Seguro que conoces a personas que tienen un gran corazón y cuando estás con ellas disfrutas de su compañía y de la paz y tranquilidad que te transmiten. Son necesarias en nuestra vida, no solo por lo que nos aportan mucho bueno, sino por todo lo que hacen en su entorno, transformando tantas realidades y contribuyendo a que todo marche mejor. A menudo hemos escuchado, incluso experimentado, en primera persona, que hacer las cosas de corazón nos puede acarrear momentos de sufrimiento porque nos damos totalmente y en muchos momentos los demás no perciben la bondad con la que se actúa y miran más el beneficio personal y sacar el mejor partido de las situaciones que se les presentan. Quien actúa de corazón tiene un amplio sentido de la generosidad y de la entrega, sabiendo anteponer siempre lo común antes que lo personal, buscando ser fiel a sí mismo sin dejar que las circunstancias y el entorno le apaguen su autenticidad. Esto último, en mi humilde opinión, es lo que hace auténticas a estas personas, pues por encima de todo se mantienen fieles a sí mismas y son capaces de aceptar adversidades y caminar contra corriente para seguir siendo ellas mismas.
Jesús nos lo enseña así en el Evangelio, porque con su vida nos enseña a hacer, aunque la propia vida esté en juego. Llega un momento en el que uno mismo deja de importar, porque lo que vale es donarse a los demás. Así fue la opción de Jesucristo desde el primer momento, se donó a sí mismo para que experimentáramos el gozo de sentirnos elegidos por Dios para participar de su proyecto de salvación, pues la vida de fe la vivimos en plenitud cuando ponemos en práctica el evangelio y dejamos que el Señor entre en nuestro corazón para amar desinteresadamente entregando nuestra vida. Deja que con la ayuda de Dios te importen más los demás que tú mismo; es la renuncia que a primera vista parece que te deja solo, pero no, justo lo contrario, sin saber cómo todo te viene devuelto de una manera mucho más grande. Así lo dice Jesús: «Todo el que por mí deja casa, hermanos o hermanas, padre o madre, hijos o tierras, recibirá cien veces más y heredará la vida eterna» (Mt 19, 29). Esta es la desproporcionalidad con la que Dios nos trata, porque ningún esfuerzo que hagamos pasa desapercibido para Él.

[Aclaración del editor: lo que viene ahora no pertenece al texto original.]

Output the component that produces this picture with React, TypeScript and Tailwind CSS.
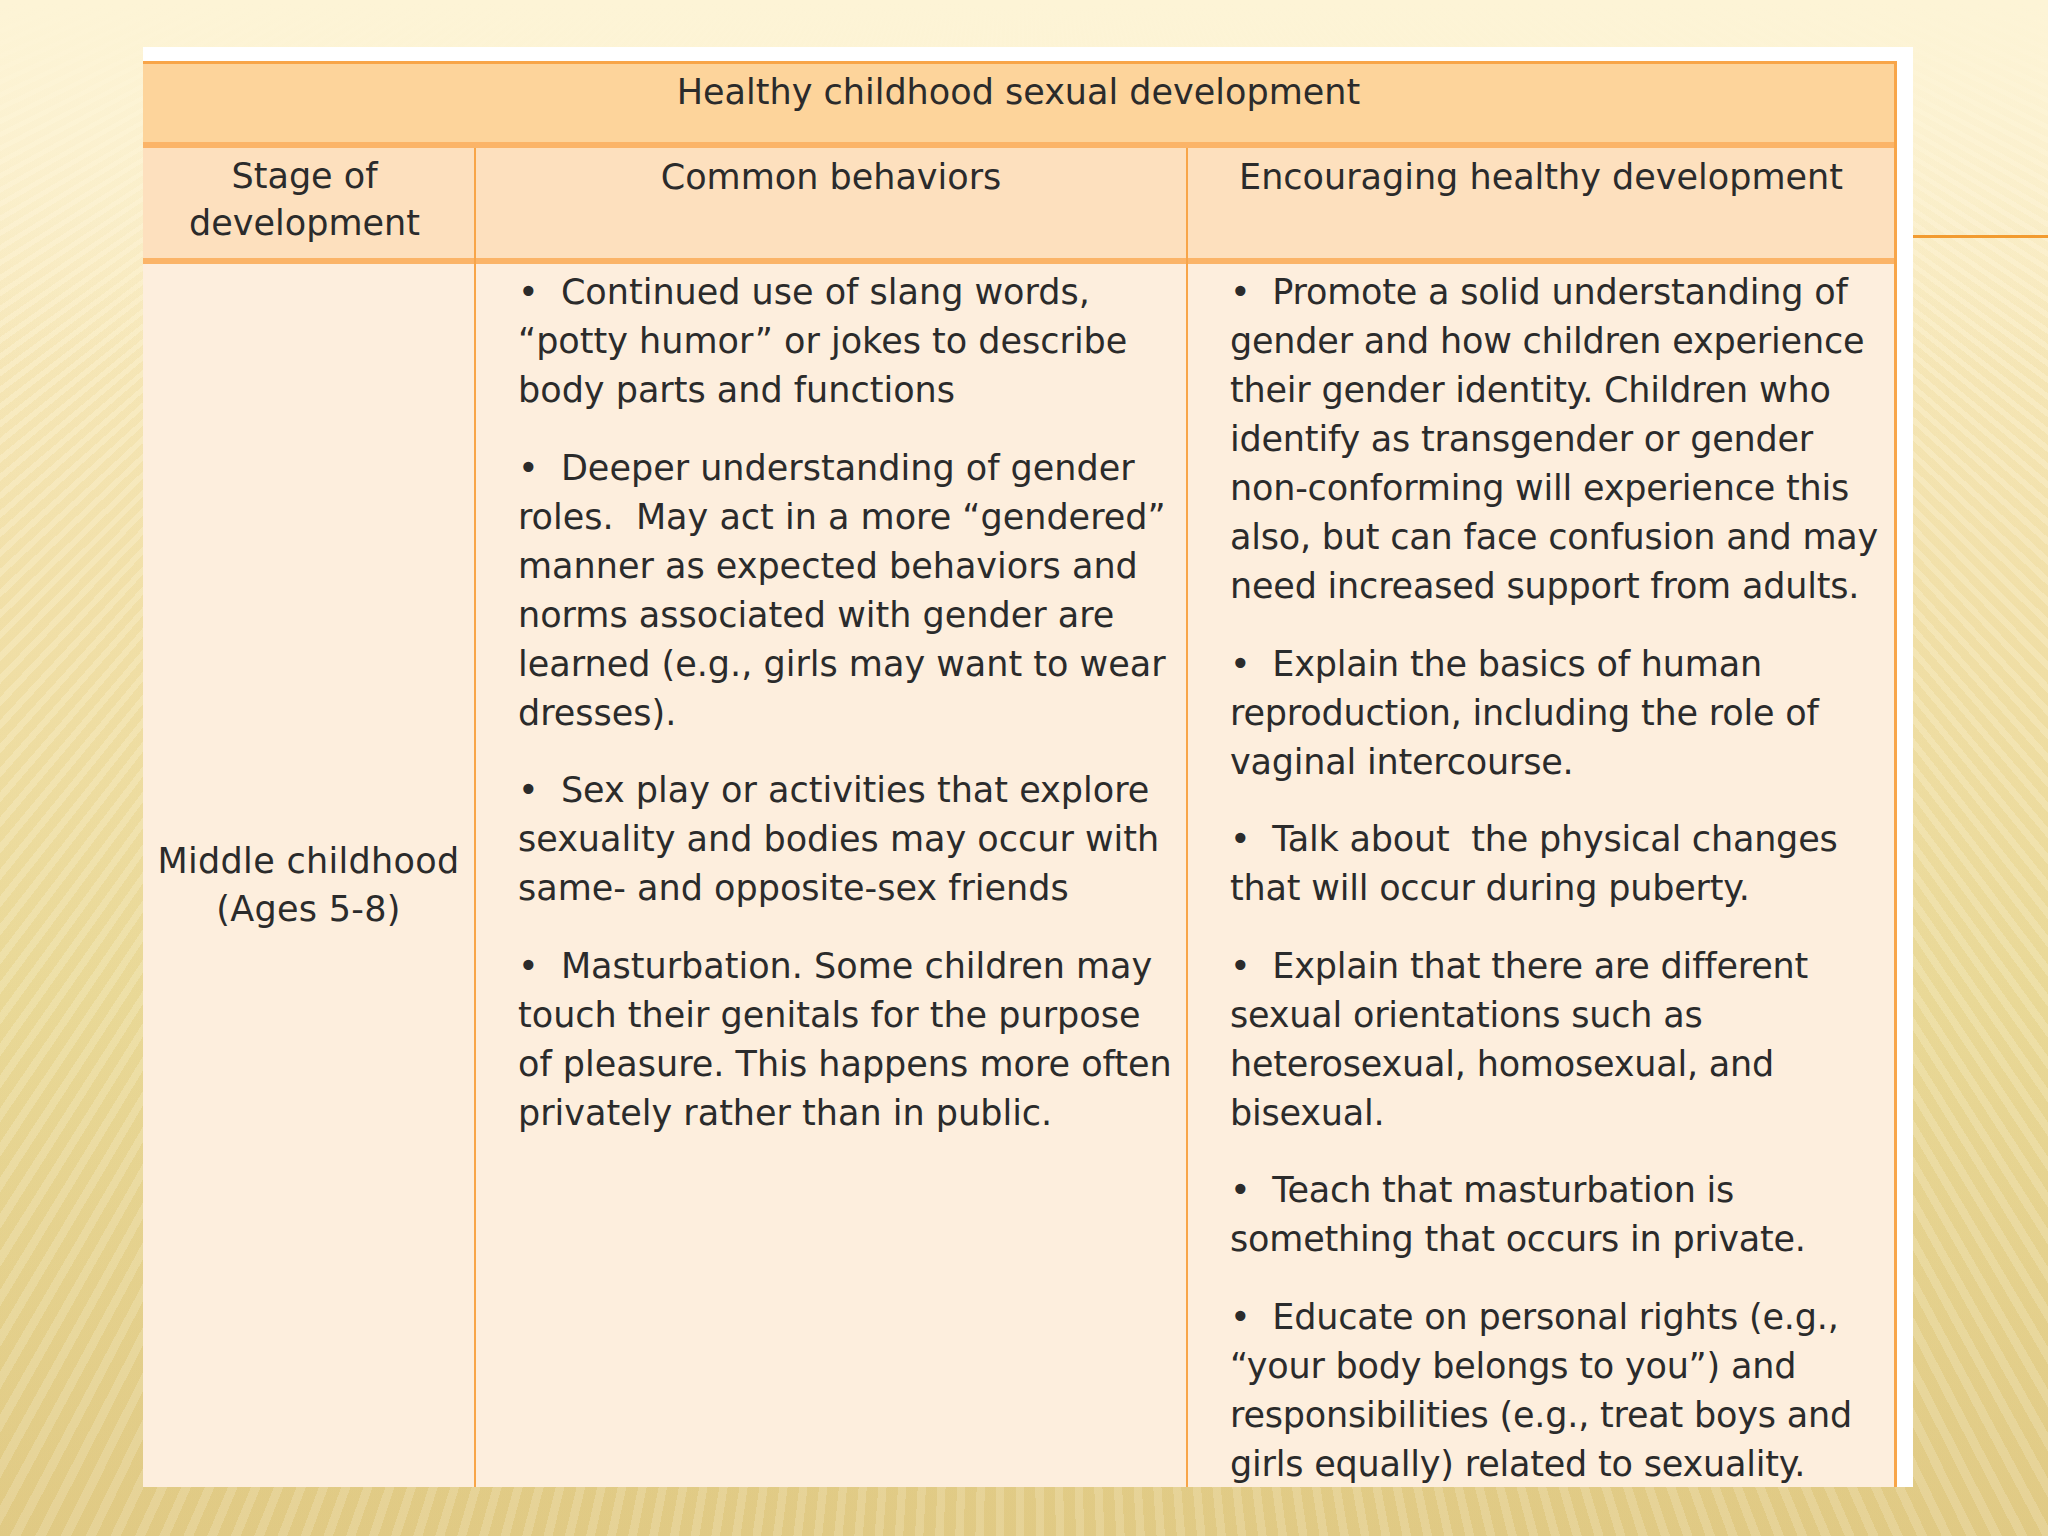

Por eso nos da cien veces más, porque sabe de la renuncia que hemos hecho; sabe que estamos tan identificados con Él que acrecienta mucho más nuestro sentido de pertenencia e identidad colmándonos de bienes que nos sobrepasan y desbordan.
Por eso necesitamos frutos que moldeen nuestro “Sí” a Dios, porque nos unen y nos ayudan a dar pasos en nuestra vivencia cristiana, comprometiéndonos, poniéndonos en las manos de Dios y dejando que sea el Señor quien nos ayude a purificarnos y a dar lo mejor. Que tu opción de fe te ayude a dar pasos hacia Dios, viviendo con mayor entrega y radicalidad el evangelio, para ser signo; para que el mundo no te arrastre al abismo de Dios, sino que seas capaz de poner tu corazón al servicio de Jesús y del Evangelio y así ir siempre con Él por delante, para que tus ambientes los transformes y sobre todo llegues a los demás, porque eres el primero que predica con el ejemplo y transmites el Amor de Dios en cada encuentro con el hermano.
Deja que sea Dios quien habite en tu corazón, para que seas tú el primero en llenar de Vida tu entorno y así ir preparando el camino al Señor que viene, porque Dios sigue contando contigo y esperando a que des la llave de tu vida, para que acampe en ti y así lo puedas transmitir con fuerza y amor a todos.